UK public libraries score high on all these metrics. They’re an ideal low-cost opportunity for audiences to engage with BBC VR, and for the BBC to learn about its impact.

After a successful small trial, working with a group of BBC departments (BBC Rewind (NI), BBC Nations & Regions, BBC Marketing & Audiences) with the help of Libraries Connected, the BBC VR Hub set up a series of library VR pop-ups to run over three months across the widest selection of libraries we could manage.

We’ll be following this up by looking at the results of the online survey visitors to the libraries were asked to complete, which was designed by colleagues in BBC Marketing and Audiences, so that we can learn more about reactions to VR, how our audience interacts with it and whether there’s an appetite for VR - BBC VR in particular.

When we first set out on this journey, we were aiming to put pop-ups in around 20-30 libraries. But the tour rapidly grew as librarians pushed VR out to as many of their branches as they could, and now we’ve popped-up in more than 150 libraries so far.

It’s been amazing to see this growth, and even more amazing that it’s all happened organically.

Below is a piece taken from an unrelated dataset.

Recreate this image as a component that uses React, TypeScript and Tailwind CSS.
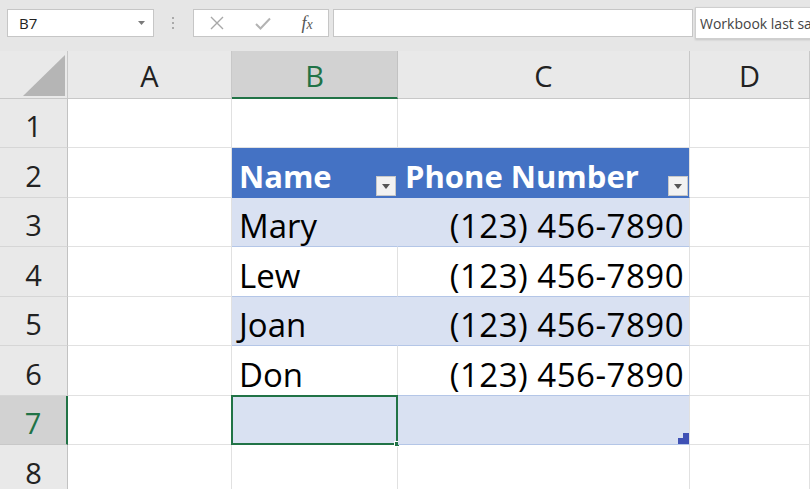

It started through contact with individual librarians facilitated by Libraries Connected. As it’s taken hold, more libraries have heard about it and come on board. Coupling high quality BBC VR with the library set-up has enabled the BBC to reach deep into communities all across the country, engaging new audiences in a huge spread of libraries to give them an extraordinary experience.

The model is simple. The BBC loans a handful of headsets to a library (a few have their own), licenses some content and supplies a pack of marketing materials, short training videos and the phone numbers for our team so we can troubleshoot on the hoof. The librarians run the pop-ups and when they’re done they send headsets on to the next location on the tour.

Season 1 began in April and featured Congo VR, season 2 was Doctor Who: The Runaway and we’re now showing 1943 Berlin Blitz for season 3. Once each season is done the headsets return to the start location and the next season begins.

The logistics have mostly worked smoothly but there have been a few challenges.

  • Organisationally it’s a mammoth task. (Lurking on VR Hub desktops is a migraine-inducing coloured grid tracking the headsets’ movements around the country)
  • The tech is new and new tech has plenty of glitches
  • Sometimes the route planning has gone a little awry or the turnaround has been very tight

Despite this, throughout, the can-do attitude and commitment of the network of library staff has made this project work. And it really has worked. The feedback has been incredible.

Participants are really enjoying BBC VR. So far, a staggering 96% of those who filled in the online survey found it enjoyable, 91% immersive and 93% original.

Our interim results show that people who visited our VR pop-ups in the libraries are three times more likely to recommend it to a friend or family member than any other out-of-home experience. 92% said they would talk about it with other people. The social media amplification has been huge. So far, the tour has featured in around 600 tweets, reaching nearly 800,000 users.

BBC content plus libraries is a winning combination

Great content in an unintimidating, safe, familiar environment with attentive helpers has been a huge draw. With the gentle, guiding hand of librarians, we’ve been able to encourage those who would not normally have tried VR to give it a go. For over half of our library VR users, this was their first chance to try VR.

We know that people don’t get how great VR can be until they try it. Persuading audiences to take that first step and put on a headset has been the big challenge for VR makers. Library VR experiences may be helping to break down this barrier. Even those who are otherwise hard to reach, have engaged with VR.

And librarians are getting a lot out of the tour too. Some of these services have been hard pressed in recent years – and this has given them the chance to reaffirm and strengthen their community role around high-quality content. It’s also been a highly visible way for libraries to demonstrate their developing digital skills and expertise.

VR is acting as a springboard for learning. After seeing Congo VR 83% of viewers wanted to learn more about the subject.

And people want more. 85% of people said they would go to more BBC VR events. Those who visited BBC VR library pop-up events were three times more likely to try VR again compared with those who’ve tried other out-of-home VR experiences.

The BBC has a history of democratising new technology, opening up opportunities for many. The BBC Micro played a key role in the home computer boom in the early 80s. Few other organisations have the potential to offer such a wide scale of opportunities for people to experience new forms of media. And radical new media like virtual reality needs that kind of boost.

It’s not over yet

There are two more weeks of the pilot to go and libraries are still joining the scheme. Across the country there’s a tangible wave of energy, excitement and expectation. We’ve offered three seasons and librarians are asking what’s season 4? There’s a real opportunity to build from this fabulously successful, organic project and reach many communities, particularly those for whom new technology or immersive installations are hard to access.